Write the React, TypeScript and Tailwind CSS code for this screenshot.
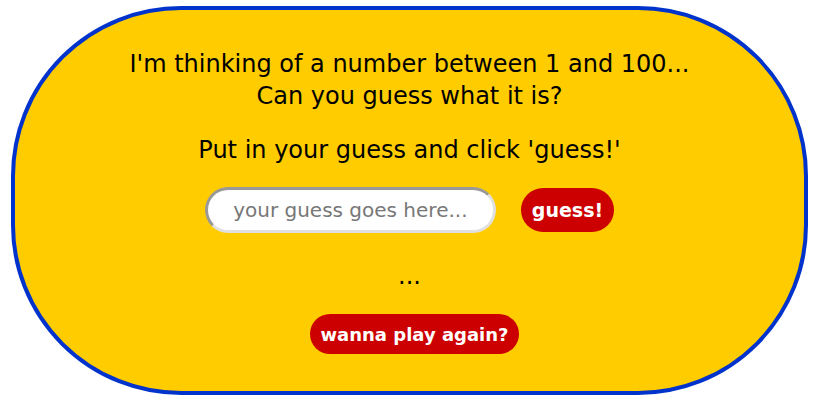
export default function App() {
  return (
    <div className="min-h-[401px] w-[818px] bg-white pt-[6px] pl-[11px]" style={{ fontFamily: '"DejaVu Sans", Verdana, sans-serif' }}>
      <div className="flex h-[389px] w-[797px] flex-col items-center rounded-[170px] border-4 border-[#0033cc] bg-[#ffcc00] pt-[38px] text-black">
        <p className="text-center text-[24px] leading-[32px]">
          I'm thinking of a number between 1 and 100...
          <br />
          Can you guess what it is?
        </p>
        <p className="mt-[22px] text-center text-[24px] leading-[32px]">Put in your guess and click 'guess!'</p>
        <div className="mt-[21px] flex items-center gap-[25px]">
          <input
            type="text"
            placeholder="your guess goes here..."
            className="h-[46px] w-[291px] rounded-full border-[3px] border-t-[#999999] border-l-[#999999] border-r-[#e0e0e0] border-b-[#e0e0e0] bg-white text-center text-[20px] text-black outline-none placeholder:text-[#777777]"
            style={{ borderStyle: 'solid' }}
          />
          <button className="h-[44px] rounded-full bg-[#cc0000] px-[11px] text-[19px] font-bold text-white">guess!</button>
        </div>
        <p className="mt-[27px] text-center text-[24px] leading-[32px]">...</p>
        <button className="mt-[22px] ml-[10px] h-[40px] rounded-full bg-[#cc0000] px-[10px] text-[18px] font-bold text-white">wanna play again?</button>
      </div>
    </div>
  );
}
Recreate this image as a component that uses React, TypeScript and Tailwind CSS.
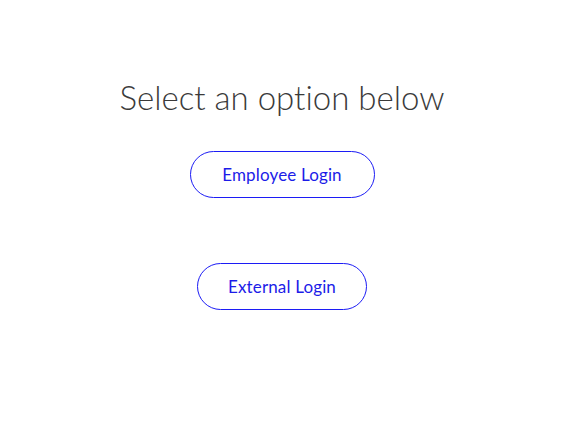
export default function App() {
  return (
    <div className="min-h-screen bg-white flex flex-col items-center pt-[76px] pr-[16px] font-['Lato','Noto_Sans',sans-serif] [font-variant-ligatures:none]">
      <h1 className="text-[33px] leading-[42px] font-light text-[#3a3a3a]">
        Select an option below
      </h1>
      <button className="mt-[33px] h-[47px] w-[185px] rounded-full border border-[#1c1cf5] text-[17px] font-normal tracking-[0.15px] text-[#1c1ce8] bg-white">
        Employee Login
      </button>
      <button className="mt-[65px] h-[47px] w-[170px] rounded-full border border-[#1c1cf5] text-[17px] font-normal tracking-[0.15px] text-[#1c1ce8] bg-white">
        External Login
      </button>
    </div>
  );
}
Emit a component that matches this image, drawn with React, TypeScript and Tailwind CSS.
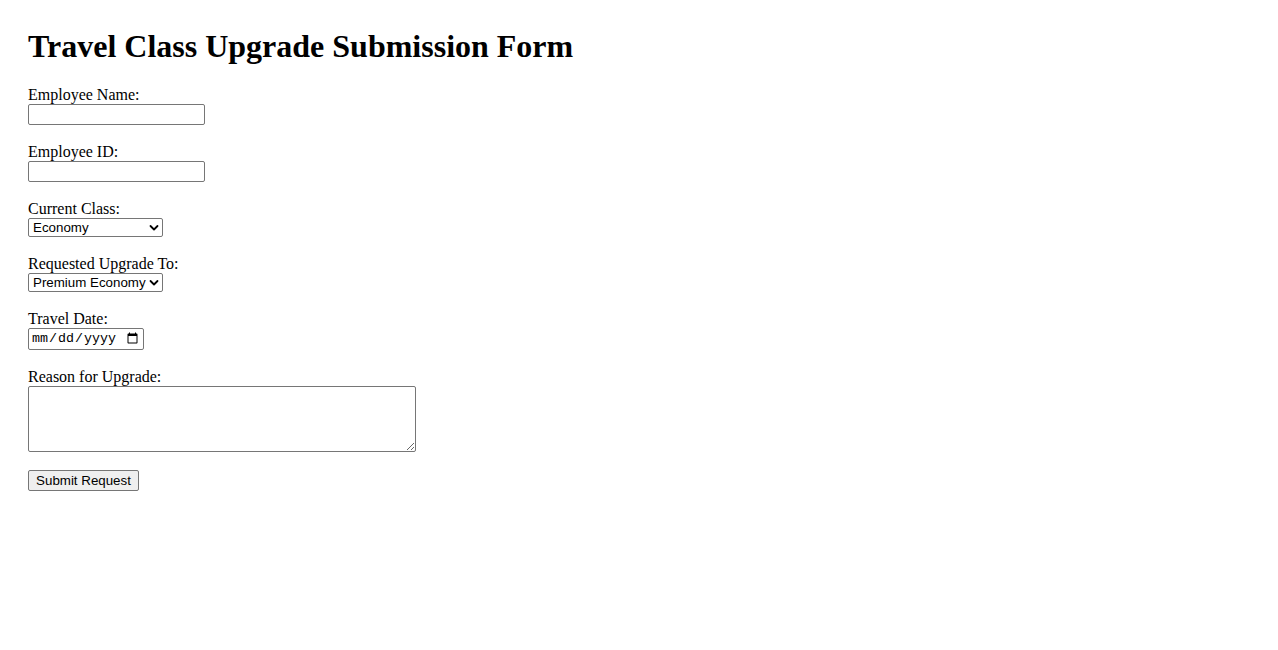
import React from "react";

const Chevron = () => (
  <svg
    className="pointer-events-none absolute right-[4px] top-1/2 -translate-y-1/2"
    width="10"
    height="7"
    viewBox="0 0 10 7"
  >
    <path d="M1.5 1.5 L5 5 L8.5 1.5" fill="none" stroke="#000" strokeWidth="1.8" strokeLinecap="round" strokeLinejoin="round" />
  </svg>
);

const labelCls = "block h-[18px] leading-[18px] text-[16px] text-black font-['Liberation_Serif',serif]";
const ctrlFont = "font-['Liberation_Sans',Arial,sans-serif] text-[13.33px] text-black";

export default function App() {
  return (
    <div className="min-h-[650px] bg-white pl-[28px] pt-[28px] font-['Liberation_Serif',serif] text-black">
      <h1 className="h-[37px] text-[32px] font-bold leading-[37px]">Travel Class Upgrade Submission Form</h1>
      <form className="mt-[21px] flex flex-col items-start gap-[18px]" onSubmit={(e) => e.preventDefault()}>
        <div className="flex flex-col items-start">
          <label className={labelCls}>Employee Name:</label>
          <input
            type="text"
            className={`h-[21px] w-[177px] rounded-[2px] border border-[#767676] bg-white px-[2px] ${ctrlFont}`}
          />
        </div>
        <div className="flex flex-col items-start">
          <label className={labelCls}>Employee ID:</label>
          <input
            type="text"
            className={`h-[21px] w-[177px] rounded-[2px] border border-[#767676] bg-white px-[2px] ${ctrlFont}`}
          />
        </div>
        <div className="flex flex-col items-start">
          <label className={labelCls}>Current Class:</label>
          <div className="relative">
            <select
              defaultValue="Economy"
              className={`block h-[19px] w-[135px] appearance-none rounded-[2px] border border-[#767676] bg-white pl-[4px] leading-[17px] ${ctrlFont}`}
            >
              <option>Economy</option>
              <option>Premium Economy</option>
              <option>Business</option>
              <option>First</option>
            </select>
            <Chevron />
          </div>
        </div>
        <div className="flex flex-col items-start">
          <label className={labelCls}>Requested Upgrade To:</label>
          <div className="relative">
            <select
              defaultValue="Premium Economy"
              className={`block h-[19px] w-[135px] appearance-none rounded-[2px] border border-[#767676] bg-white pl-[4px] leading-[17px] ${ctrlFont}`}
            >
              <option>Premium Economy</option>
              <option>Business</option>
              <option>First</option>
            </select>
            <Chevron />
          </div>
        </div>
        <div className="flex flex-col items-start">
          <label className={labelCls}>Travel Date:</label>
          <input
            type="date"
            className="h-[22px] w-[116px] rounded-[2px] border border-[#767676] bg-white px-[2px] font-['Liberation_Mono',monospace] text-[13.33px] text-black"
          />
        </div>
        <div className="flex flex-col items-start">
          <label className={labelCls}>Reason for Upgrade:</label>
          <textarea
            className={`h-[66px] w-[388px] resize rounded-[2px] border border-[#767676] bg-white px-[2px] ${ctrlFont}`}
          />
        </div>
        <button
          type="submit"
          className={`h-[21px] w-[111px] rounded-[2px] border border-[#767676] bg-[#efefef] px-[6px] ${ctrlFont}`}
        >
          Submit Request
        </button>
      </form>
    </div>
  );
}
◇ ◇ ◇
### EXERCISE BRIEF
Exactly reproduce the lines from the line holding "Recreate this image" through the line holding "import React from", and only those; pictures are to be left out.

### ANSWER TO THIS PROBLEM
Recreate this image as a component that uses React, TypeScript and Tailwind CSS.
export default function App() {
  return (
    <div className="min-h-screen bg-white flex flex-col items-center pt-[76px] pr-[16px] font-['Lato','Noto_Sans',sans-serif] [font-variant-ligatures:none]">
      <h1 className="text-[33px] leading-[42px] font-light text-[#3a3a3a]">
        Select an option below
      </h1>
      <button className="mt-[33px] h-[47px] w-[185px] rounded-full border border-[#1c1cf5] text-[17px] font-normal tracking-[0.15px] text-[#1c1ce8] bg-white">
        Employee Login
      </button>
      <button className="mt-[65px] h-[47px] w-[170px] rounded-full border border-[#1c1cf5] text-[17px] font-normal tracking-[0.15px] text-[#1c1ce8] bg-white">
        External Login
      </button>
    </div>
  );
}
Emit a component that matches this image, drawn with React, TypeScript and Tailwind CSS.
import React from "react";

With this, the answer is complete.